The last woman I slept with who was older than me, she was just on the edge of matronly, and not in a MILFy way. But she was sharp as a whip, witty, and fun, and we had one of the great first dates of my life. I got her almost naked in the courtyard of her very posh apartment building. It was mostly downhill from there.
My second, and I believe final, experience with paid sex. It was at a brothel in Amsterdam, and I was so captivated by the legality of it that I forgot that the reason it hadn’t been that good in the states had had nothing to do with illegality. It was embarrassing to be in the position of selecting from three women who came into my room in their lingerie. I chose the one who looked most like my college girlfriend. I’m sure she would be flattered by the homage. And again, paid sex ended up with observed masturbation, this time with undisguised boredom on a laconic Turkish face.

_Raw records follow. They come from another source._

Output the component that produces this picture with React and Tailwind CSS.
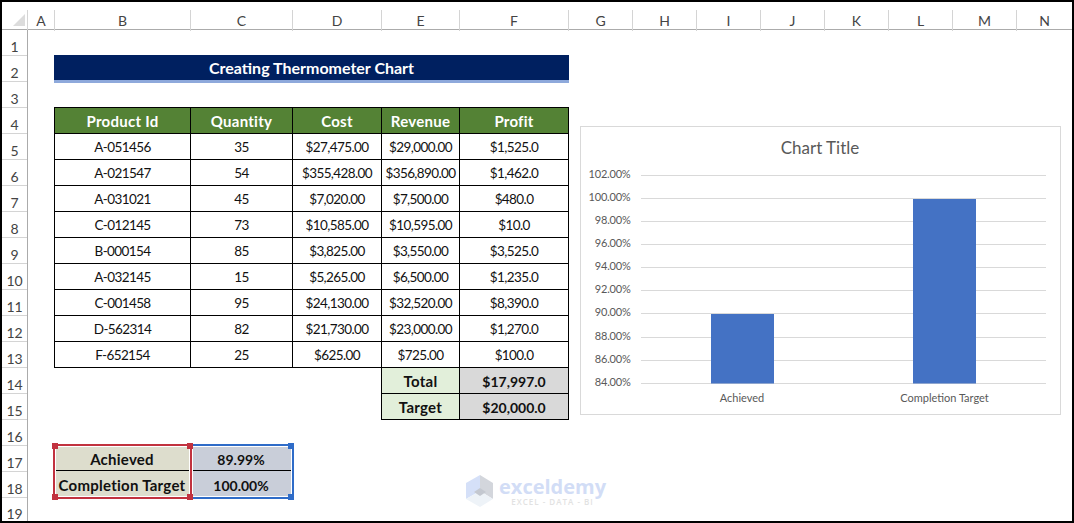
import React from 'react';

const COLUMNS = ['A', 'B', 'C', 'D', 'E', 'F', 'G', 'H', 'I', 'J', 'K', 'L', 'M', 'N'];
const ROWS = Array.from({ length: 19 }, (_, i) => i + 1);

const PRODUCTS = [
  ['A-051456', '35', '$27,475.00', '$29,000.00', '$1,525.0'],
  ['A-021547', '54', '$355,428.00', '$356,890.00', '$1,462.0'],
  ['A-031021', '45', '$7,020.00', '$7,500.00', '$480.0'],
  ['C-012145', '73', '$10,585.00', '$10,595.00', '$10.0'],
  ['B-000154', '85', '$3,825.00', '$3,550.00', '$3,525.0'],
  ['A-032145', '15', '$5,265.00', '$6,500.00', '$1,235.0'],
  ['C-001458', '95', '$24,130.00', '$32,520.00', '$8,390.0'],
  ['D-562314', '82', '$21,730.00', '$23,000.00', '$1,270.0'],
  ['F-652154', '25', '$625.00', '$725.00', '$100.0'],
];

const TABLE_HEAD = ['Product Id', 'Quantity', 'Cost', 'Revenue', 'Profit'];

const AXIS = [
  ['102.00%', 175], ['100.00%', 198], ['98.00%', 221], ['96.00%', 244], ['94.00%', 267],
  ['92.00%', 290], ['90.00%', 313], ['88.00%', 337], ['86.00%', 360], ['84.00%', 383],
];

// one table cell: borders overlap the neighbour so lines stay 1px
function Cell({ children, className = '' }) {
  return (
    <div className={`-mr-px -mb-px pt-[2px] border border-black flex items-center justify-center ${className}`}>
      {children}
    </div>
  );
}

function Handle({ className }) {
  return <span className={`absolute w-[6px] h-[6px] ${className}`}></span>;
}

function ThermometerChart() {
  const font = { fontFamily: 'Lato, sans-serif' };
  return (
    <div className="col-start-8 col-end-16 row-start-5 row-end-17 ml-3 mr-[11px] mt-[19px] mb-[4px] border border-[#d9d9d9] bg-white">
      <svg viewBox="581 127 479 287" width="479" height="287" className="block" style={font}>
        <text x="820" y="154" textAnchor="middle" fontSize="17" fill="#595959">Chart Title</text>
        {AXIS.map(([label, y]) => (
          <g key={label}>
            <line x1="641" x2="1046" y1={y + 0.5} y2={y + 0.5} stroke="#d9d9d9" />
            <text x="630.5" y={y + 0.5} textAnchor="end" dominantBaseline="middle" fontSize="11" letterSpacing="-0.2" fill="#595959">{label}</text>
          </g>
        ))}
        <rect x="711" y="314" width="63" height="69.5" fill="#4472c4" />
        <rect x="913" y="199" width="63" height="184.5" fill="#4472c4" />
        <text x="742" y="402" textAnchor="middle" fontSize="11" fill="#595959">Achieved</text>
        <text x="944.5" y="402" textAnchor="middle" fontSize="11" fill="#595959">Completion Target</text>
      </svg>
    </div>
  );
}

function Watermark() {
  return (
    <div className="absolute left-[464px] top-[473px] flex items-start gap-[5px] pointer-events-none">
      <svg width="28" height="33" viewBox="0 0 28 33" className="block shrink-0">
        <path d="M14 0 L27 8 L27 24 L14 16 Z" fill="#d3d6dc" />
        <path d="M14 0 L0 8 L0 24 L14 16 Z" fill="#d5e0f8" />
        <path d="M0 24 L14 16 L27 24 L14 32 Z" fill="#eef3f8" />
        <path d="M8 17 L14 13 L20 17 L14 21 Z" fill="#c4c8d0" />
      </svg>
      <div className="flex flex-col items-center font-['Open_Sans',sans-serif]">
        <span className="text-[20px] font-bold text-[#d2ddf6] leading-[18px] mt-[3px]">exceldemy</span>
        <span className="text-[8px] font-semibold text-[#e2e2e2] tracking-[1px] leading-[8px] mt-[2px]">EXCEL - DATA - BI</span>
      </div>
    </div>
  );
}

export default function App() {
  return (
    <div className="relative w-[1074px] h-[523px] border-2 border-black bg-white overflow-hidden font-['Lato',sans-serif] text-[14px] text-[#111]">
      <div className="grid grid-cols-[26px_26px_136px_102px_89px_78px_109px_repeat(7,64px)_56px] grid-rows-[28px_25px_repeat(17,26px)_24px] h-full">
        {/* Column headers */}
        <div className="col-span-full grid grid-cols-subgrid border-b border-[#ababab] text-[#444]">
          <div className="mt-2 border-r border-[#d4d4d4] flex justify-end">
            <svg width="25" height="19" viewBox="0 0 25 19" className="block">
              <path d="M11 16 L23 16 L23 4 Z" fill="#dcdcdc" />
            </svg>
          </div>
          {COLUMNS.map((col, i) => (
            <div key={col} className={`mt-2 flex items-center justify-center ${i > 0 ? 'border-l border-[#d4d4d4]' : ''}`}>
              {col}
            </div>
          ))}
        </div>

        {/* Row headers */}
        <div className="col-start-1 row-start-2 row-end-[-1] grid grid-rows-subgrid border-r border-[#ababab] text-[#444]">
          {ROWS.map((row, i) => (
            <div key={row} className={`flex items-center justify-center pt-2 ${i > 0 ? 'border-t border-[#d4d4d4]' : ''}`}>
              {row}
            </div>
          ))}
        </div>

        {/* Title */}
        <div className="col-start-3 col-span-5 row-start-3 -mr-px -mb-[2px] pt-[1px] bg-[#002060] border-b-[3px] border-[#8ea9db] flex items-center justify-center text-white font-bold text-[16px]">
          Creating Thermometer Chart
        </div>

        {/* Product table */}
        <div className="col-start-3 col-span-5 row-start-5 row-span-10 grid grid-cols-subgrid grid-rows-subgrid">
          {TABLE_HEAD.map((head) => (
            <Cell key={head} className="bg-[#548235] text-white font-bold text-[15px] tracking-[0.25px]">{head}</Cell>
          ))}
          {PRODUCTS.flat().map((value, i) => (
            <Cell key={i} className="text-[13.5px] tracking-[-0.6px]">{value}</Cell>
          ))}
        </div>

        {/* Total / Target */}
        <div className="col-start-6 col-span-2 row-start-15 row-span-2 grid grid-cols-subgrid grid-rows-subgrid font-bold">
          <Cell className="bg-[#e2efda] text-[15px] tracking-[0.25px]">Total</Cell>
          <Cell className="bg-[#d9d9d9]">$17,997.0</Cell>
          <Cell className="bg-[#e2efda] text-[15px] tracking-[0.25px]">Target</Cell>
          <Cell className="bg-[#d9d9d9]">$20,000.0</Cell>
        </div>

        {/* Achieved table */}
        <div className="col-start-3 col-span-2 row-start-18 row-span-2 grid grid-cols-subgrid grid-rows-subgrid font-bold">
          <div className="bg-[#ddddcd] border-b border-black pt-[3px] text-[15px] tracking-[0.25px] flex items-center justify-center">Achieved</div>
          <div className="bg-[#c9ced9] border-b border-black pt-[3px] flex items-center justify-center">89.99%</div>
          <div className="bg-[#ddddcd] pt-[2px] text-[15px] tracking-[0.25px] flex items-center justify-center">Completion Target</div>
          <div className="bg-[#c9ced9] pt-[2px] flex items-center justify-center">100.00%</div>
        </div>

        {/* Range highlight of the selected chart: blue first, red sits on top */}
        <div className="col-start-4 row-start-18 row-span-2 relative -mt-px -mr-[2px] -mb-[2px] border-2 border-[#2f6cc8] shadow-[inset_0_0_0_1px_white]">
          <Handle className="-right-[2px] -top-[3px] bg-[#2f6cc8]" />
          <Handle className="-right-[2px] -bottom-[3px] bg-[#2f6cc8]" />
        </div>
        <div className="col-start-3 row-start-18 row-span-2 relative -ml-px -mt-px -mr-[2px] -mb-[2px] border-2 border-[#c1323f] shadow-[inset_0_0_0_1px_white]">
          <Handle className="-left-[3px] -top-[3px] bg-[#c1323f]" />
          <Handle className="-right-[3px] -top-[3px] bg-[#c1323f]" />
          <Handle className="-left-[3px] -bottom-[3px] bg-[#c1323f]" />
          <Handle className="-right-[3px] -bottom-[3px] bg-[#c1323f]" />
        </div>

        <ThermometerChart />
      </div>
      <Watermark />
    </div>
  );
}
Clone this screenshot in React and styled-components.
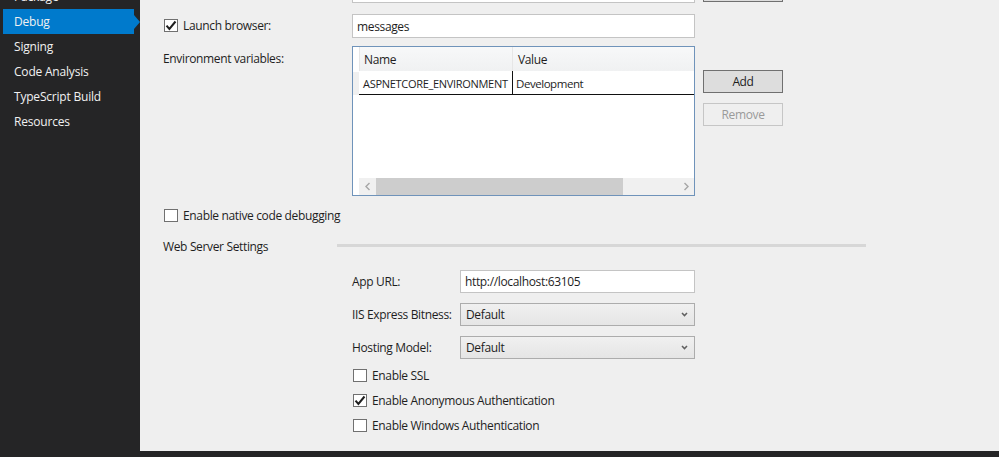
import React from "react";
import styled, { createGlobalStyle } from "styled-components";

const Global = createGlobalStyle`
  html, body { margin: 0; padding: 0; height: 100%; overflow: hidden; background: #efefef; }
  body { font-family: "Open Sans", "Noto Sans", "Liberation Sans", sans-serif; font-size: 12px; letter-spacing: -0.35px; color: #1e1e1e; }
`;
const Shell = styled.div`display: flex; flex-direction: column; width: 999px; height: 457px; overflow: hidden;`;
const Main = styled.div`display: flex; height: 451px; flex: none; overflow: hidden;`;
const StatusBar = styled.div`height: 6px; flex: none; background: #252526;`;
const Sidebar = styled.nav`width: 140px; flex: none; background: #252526; margin-top: -16px; height: 467px; box-sizing: border-box;`;
const NavItem = styled.div`
  position: relative; height: 25px; margin-left: 3px; width: 131px; padding: 0 0 0 11px; box-sizing: border-box;
  display: flex; align-items: center; color: #f1f1f1; letter-spacing: -0.2px;
  background: ${p => p.$active ? "#007acc" : "transparent"};
  ${p => p.$active ? `&::after { content: ""; position: absolute; left: 131px; top: 6px; border-left: 6px solid #007acc; border-top: 7px solid transparent; border-bottom: 7px solid transparent; }` : ""}
`;
const Content = styled.main`flex: 1; padding: 0 0 0 23px; margin-top: -21px; min-width: 0;`;
const FormGrid = styled.div`display: grid; grid-template-columns: 189px 343px 88px 1fr;`;
const Label = styled.div`
  display: flex; align-items: ${p => p.$top ? "flex-start" : "center"};
  padding-top: ${p => p.$pt || 0}px; padding-bottom: 1px;
`;
const Input = styled.div`
  height: ${p => p.$h || 23}px; box-sizing: border-box; background: #fff; border: 1px solid #c4c4c4;
  display: flex; align-items: center; padding: 0 0 0 4px; color: #1e1e1e; margin-top: ${p => p.$mt || 0}px;
`;
const Row = styled.div`display: contents;`;
const ButtonCol = styled.div`display: flex; flex-direction: column; gap: 10px; margin-left: 8px; width: 80px; padding-top: ${p => p.$pt || 0}px;`;
const Button = styled.div`
  height: 23px; box-sizing: border-box; width: 80px; display: flex; align-items: center; justify-content: center; padding-bottom: 1px;
  background: ${p => p.$disabled ? "#efefef" : "#dddddd"}; border: 1px solid ${p => p.$disabled ? "#c6c6c6" : "#707070"}; color: ${p => p.$disabled ? "#9a9a9a" : "#1e1e1e"};
`;
const Check = styled.div`display: flex; align-items: center; gap: 5px; height: 13px; margin-left: 1px;`;
const Box = styled.span`width: 14px; height: 13px; box-sizing: border-box; border: 1px solid #707070; background: #fff; display: inline-flex; align-items: center; justify-content: center; flex: none;`;
const Table = styled.div`height: 150px; box-sizing: border-box; border: 1px solid #6f93ba; background: #fff; display: flex; flex-direction: column; margin-top: 8px;`;
const HeadRow = styled.div`display: grid; grid-template-columns: 7px 153px 1fr; height: 24px; flex: none;`;
const HeadCorner = styled.div`background: #fff;`;
const HeadCell = styled.div`
  display: flex; align-items: center; padding-left: ${p => p.$pl}px; border-left: 1px solid #e6e6e6; margin-left: -1px;
  background: linear-gradient(#f7f8f9, #f0f1f2);
`;
const BodyRow = styled.div`display: grid; grid-template-columns: 6px 154px 1fr; height: 24px; flex: none;`;
const RowHead = styled.div`background: #f0f0f0; margin-top: 1px;`;
const Cell = styled.div`
  display: flex; align-items: center; border-bottom: 1px solid #111; font-size: ${p => p.$fs}px; letter-spacing: ${p => p.$ls}px;
  padding: 1px 0 0 ${p => p.$pl}px; ${p => p.$sep ? "border-right: 1px solid #111;" : ""} white-space: nowrap;
`;
const Spacer = styled.div`flex: 1;`;
const Scrollbar = styled.div`display: flex; height: 17px; margin-left: 6px; background: #f0f0f0; flex: none;`;
const ScrollBtn = styled.div`width: 17px; flex: none; display: flex; align-items: center; justify-content: center;`;
const Thumb = styled.div`width: 247px; flex: none; background: #cdcdcd;`;
const Track = styled.div`flex: 1;`;
const CheckRow = styled.div`grid-column: 1 / -1; margin-top: ${p => p.$mt}px;`;
const SectionRow = styled.div`grid-column: 1 / -1; display: flex; align-items: center; height: 16px; margin-top: 16px;`;
const SectionText = styled.div`width: 174px; flex: none;`;
const SectionLine = styled.div`width: 529px; height: 3px; background: #d7d7d7; margin-top: -2px;`;
const Server = styled.div`margin-left: 189px; width: 343px; margin-top: 16px; display: flex; flex-direction: column;`;
const ServerRow = styled.div`display: grid; grid-template-columns: 108px 235px; margin-bottom: 10px;`;
const Select = styled.div`
  height: 23px; box-sizing: border-box; border: 1px solid #acacac; background: linear-gradient(#f0f0f0, #e5e5e5);
  display: flex; align-items: center; justify-content: space-between; padding: 0 6px 1px 5px;
`;
const Checks = styled.div`display: flex; flex-direction: column; gap: 12px;`;

const Tick = () => (
  <svg width="12" height="11" viewBox="0 0 12 11"><path d="M1.5 5.6 L4.4 9 L10.5 1.5" fill="none" stroke="#1e1e1e" strokeWidth="2" /></svg>
);
const Chev = () => (
  <svg width="7" height="5" viewBox="0 0 7 5"><path d="M1 1 L3.5 3.6 L6 1" fill="none" stroke="#606060" strokeWidth="1.5" /></svg>
);
const Arrow = ({ d }) => (
  <svg width="6" height="9" viewBox="0 0 6 9"><path d={d} fill="none" stroke="#a6a6a6" strokeWidth="1.4" /></svg>
);

export default function App() {
  return (
    <>
      <Global />
      <Shell>
        <Main>
          <Sidebar>
            <NavItem>Package</NavItem>
            <NavItem $active>Debug</NavItem>
            <NavItem>Signing</NavItem>
            <NavItem>Code Analysis</NavItem>
            <NavItem>TypeScript Build</NavItem>
            <NavItem>Resources</NavItem>
          </Sidebar>
          <Content>
            <FormGrid>
              <Row>
                <Label />
                <Input $h={24} />
                <ButtonCol><Button /></ButtonCol>
                <div />
              </Row>
              <Row>
                <Label $pt={11}><Check><Box><Tick /></Box>Launch browser:</Check></Label>
                <Input $h={24} $mt={11}>messages</Input>
                <div />
                <div />
              </Row>
              <Row>
                <Label $top $pt={12}>Environment variables:</Label>
                <Table>
                  <HeadRow>
                    <HeadCorner />
                    <HeadCell $pl={4}>Name</HeadCell>
                    <HeadCell $pl={5}>Value</HeadCell>
                  </HeadRow>
                  <BodyRow>
                    <RowHead />
                    <Cell $pl={4} $sep $fs={11} $ls={-0.3}>ASPNETCORE_ENVIRONMENT</Cell>
                    <Cell $pl={3} $fs={11.5} $ls={-0.45}>Development</Cell>
                  </BodyRow>
                  <Spacer />
                  <Scrollbar>
                    <ScrollBtn><Arrow d="M4.5 1 L1 4.5 L4.5 8" /></ScrollBtn>
                    <Thumb />
                    <Track />
                    <ScrollBtn><Arrow d="M1.5 1 L5 4.5 L1.5 8" /></ScrollBtn>
                  </Scrollbar>
                </Table>
                <ButtonCol $pt={32}>
                  <Button>Add</Button>
                  <Button $disabled>Remove</Button>
                </ButtonCol>
                <div />
              </Row>
              <CheckRow $mt={13}><Check><Box />Enable native code debugging</Check></CheckRow>
              <SectionRow><SectionText>Web Server Settings</SectionText><SectionLine /></SectionRow>
            </FormGrid>
            <Server>
              <ServerRow><Label>App URL:</Label><Input>http://localhost:63105</Input></ServerRow>
              <ServerRow><Label>IIS Express Bitness:</Label><Select>Default<Chev /></Select></ServerRow>
              <ServerRow><Label>Hosting Model:</Label><Select>Default<Chev /></Select></ServerRow>
              <Checks>
                <Check><Box />Enable SSL</Check>
                <Check><Box><Tick /></Box>Enable Anonymous Authentication</Check>
                <Check><Box />Enable Windows Authentication</Check>
              </Checks>
            </Server>
          </Content>
        </Main>
        <StatusBar />
      </Shell>
    </>
  );
}
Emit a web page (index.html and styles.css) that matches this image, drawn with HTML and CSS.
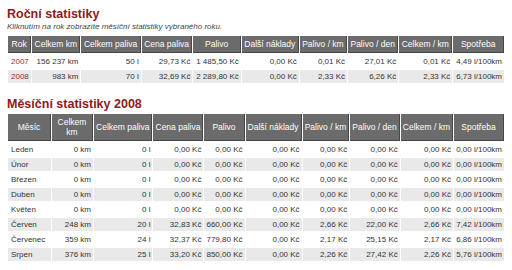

The last of the interns, and by now, the age gap was getting pretty huge (she was 21 and I was 38). It began at an office party that featured dancing, and we had one of those immediate kismetic dance interactions, her moves and my moves just fit. Luckily, the party was the last day of intern period, and we saw each other the next night, and had really bad sex. I honestly couldn’t stay awake after the very long date (bar, dinner, movie, bar, bar) and it felt like a warning—this girl has too much energy, you’re an old man.
The woman who finally got me to settle down. It’s been 4 years, which is a record for me. The sex was great from the very start. She was trapped in a marriage without physical contact, let alone sex, and so it was like having sex with a prison escapee. There are things wrong with our relationship, as with any relationship, but sex is not one of them.